Mile 35: My deoderant fails. If I open my riding jacket now, people will die.
Mile 40: Rest stop #3 by the Little Nestucca River. Much of the last leg has thankfully been downhill, but somewhere I’ve blown a spoke. The back tire is no longer rolling true, and the wobble is enough to contact the brake pad slightly on each revolution. I wonder if this would be an adequate excuse for my poor showing. (Alas, no.) We’re about an hour off last year’s pace.

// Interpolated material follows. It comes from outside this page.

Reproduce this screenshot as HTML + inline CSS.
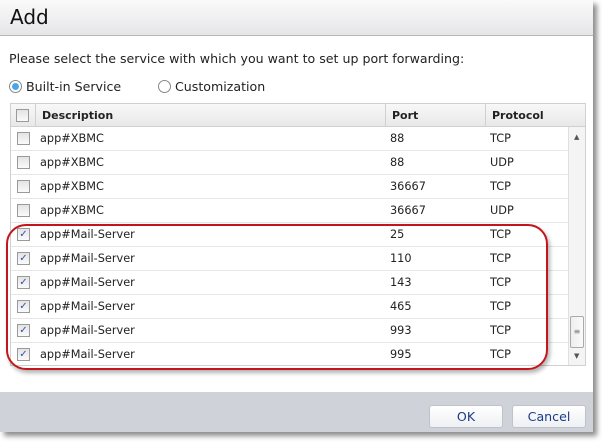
<!DOCTYPE html><html><head><style>
body{margin:0;width:608px;height:448px;background:#fff;font-family:"DejaVu Sans",sans-serif;position:relative;overflow:hidden}
#dlg{position:absolute;left:0;top:0;width:593px;height:432px;background:#fff;box-shadow:4px 4px 5px rgba(0,0,0,.45)}
#title{height:35px;background:linear-gradient(#fafafa,#e6e6e8);border-bottom:1px solid #b8b8b8;font-size:20px;color:#111;line-height:35px;padding-left:10px}
.t{position:absolute;font-size:12.6px;color:#222}
#tbl{position:absolute;left:10px;top:103px;width:576px;height:263px;border:1px solid #d0d0d0;box-sizing:border-box;overflow:hidden}
.hd{position:absolute;top:0;height:23px;background:linear-gradient(#f8f8f8,#e8e8e8);border-bottom:1px solid #d0d0d0;border-right:1px solid #d0d0d0;box-sizing:border-box;font-weight:bold;font-size:11px;line-height:23px;padding-left:6px;color:#222}
.row{position:absolute;left:0;width:557px;height:24px;border-bottom:1px solid #e6e6e6;box-sizing:border-box;font-size:11.3px;line-height:23px;color:#222}
.row span{position:absolute}
.cb{position:absolute;left:6px;top:5px;width:11px;height:11px;border:1px solid #9a9a9a;background:linear-gradient(#e4e4e4,#fafafa)}
.ck{font-size:10px;color:#3a4fa8;line-height:11px;text-align:center;font-weight:bold}
.btn{position:absolute;top:405px;height:23px;border:1px solid #bfc3c9;border-radius:3px;background:linear-gradient(#fff,#eef0f3);font-size:12.6px;color:#1b3a8a;text-align:center;line-height:22px;box-sizing:border-box}
</style></head><body>
<div id="dlg">
<div id="title">Add</div>
<div class="t" style="left:9px;top:51px">Please select the service with which you want to set up port forwarding:</div>
<div style="position:absolute;left:9px;top:80px;width:11px;height:11px;border:1px solid #888;border-radius:50%;background:#fff"><div style="margin:2px;width:7px;height:7px;border-radius:50%;background:#4aa6e8"></div></div>
<div class="t" style="left:26px;top:79px">Built-in Service</div>
<div style="position:absolute;left:158px;top:80px;width:11px;height:11px;border:1px solid #888;border-radius:50%;background:#fff"></div>
<div class="t" style="left:175px;top:79px">Customization</div>
<div id="tbl">
<div class="hd" style="left:0;width:25px"><div class="cb" style="top:5px;left:5px"></div></div>
<div class="hd" style="left:25px;width:350px">Description</div>
<div class="hd" style="left:375px;width:100px">Port</div>
<div class="hd" style="left:475px;width:101px;border-right:0">Protocol</div>
<div style="position:absolute;left:557px;top:23px;width:18px;height:240px;background:#f4f4f4;border-left:1px solid #e0e0e0"></div>
<div style="position:absolute;left:563px;top:29px;font-size:7px;color:#555">▲</div>
<div style="position:absolute;left:563px;top:248px;font-size:7px;color:#555">▼</div>
<div style="position:absolute;left:559px;top:212px;width:12px;height:30px;border:1px solid #aaa;border-radius:2px;background:linear-gradient(90deg,#eee,#fafafa);font-size:8px;color:#777;text-align:center;line-height:30px">≡</div>
<div class="row" style="top:23px"><div class="cb"></div><span style="left:29px">app#XBMC</span><span style="left:379px">88</span><span style="left:479px">TCP</span></div>
<div class="row" style="top:47px"><div class="cb"></div><span style="left:29px">app#XBMC</span><span style="left:379px">88</span><span style="left:479px">UDP</span></div>
<div class="row" style="top:71px"><div class="cb"></div><span style="left:29px">app#XBMC</span><span style="left:379px">36667</span><span style="left:479px">TCP</span></div>
<div class="row" style="top:95px"><div class="cb"></div><span style="left:29px">app#XBMC</span><span style="left:379px">36667</span><span style="left:479px">UDP</span></div>
<div class="row" style="top:119px"><div class="cb ck">✓</div><span style="left:29px">app#Mail-Server</span><span style="left:379px">25</span><span style="left:479px">TCP</span></div>
<div class="row" style="top:143px"><div class="cb ck">✓</div><span style="left:29px">app#Mail-Server</span><span style="left:379px">110</span><span style="left:479px">TCP</span></div>
<div class="row" style="top:167px"><div class="cb ck">✓</div><span style="left:29px">app#Mail-Server</span><span style="left:379px">143</span><span style="left:479px">TCP</span></div>
<div class="row" style="top:191px"><div class="cb ck">✓</div><span style="left:29px">app#Mail-Server</span><span style="left:379px">465</span><span style="left:479px">TCP</span></div>
<div class="row" style="top:215px"><div class="cb ck">✓</div><span style="left:29px">app#Mail-Server</span><span style="left:379px">993</span><span style="left:479px">TCP</span></div>
<div class="row" style="top:239px"><div class="cb ck">✓</div><span style="left:29px">app#Mail-Server</span><span style="left:379px">995</span><span style="left:479px">TCP</span></div>
</div>
<div style="position:absolute;left:6px;top:224px;width:538px;height:142px;border:2px solid #c0161c;border-radius:20px;box-shadow:2px 3px 4px rgba(0,0,0,.3)"></div>
<div style="position:absolute;left:0;top:392px;width:593px;height:40px;background:#cfd2d9"></div>
<div class="btn" style="left:429px;width:74px">OK</div>
<div class="btn" style="left:512px;width:74px">Cancel</div>
</div>
</body></html>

Mile 55: Like the Four Horsemen of the Apocalypse (I’ve got dibs on Pestilence), we cross the finish line aboard our trusty steeds and terrify the assembled populous with our mud-splattered clothing, intense body odor, and horrifying helmet hair. Every horseman is met shortly thereafter by their respective significant other who, through some massive summons of will (and likely repression of good sense), celebrate the completion of our journey with kisses and hugs. With each of the respective riders, not amongst themselves, in case that wasn’t clear.
My heartfelt thanks to my fellow cyclists Joe, Mike, and Dennis for their camaraderie, patience, and goodwill. Additional props to Mother Nature for calling off the hailstorm despite Joe’s challenges to “bring it on,” and, finally, to St. Jude, the patron saint of lost causes, for being an attentive listener. This year I had a 55-mile tale to tell.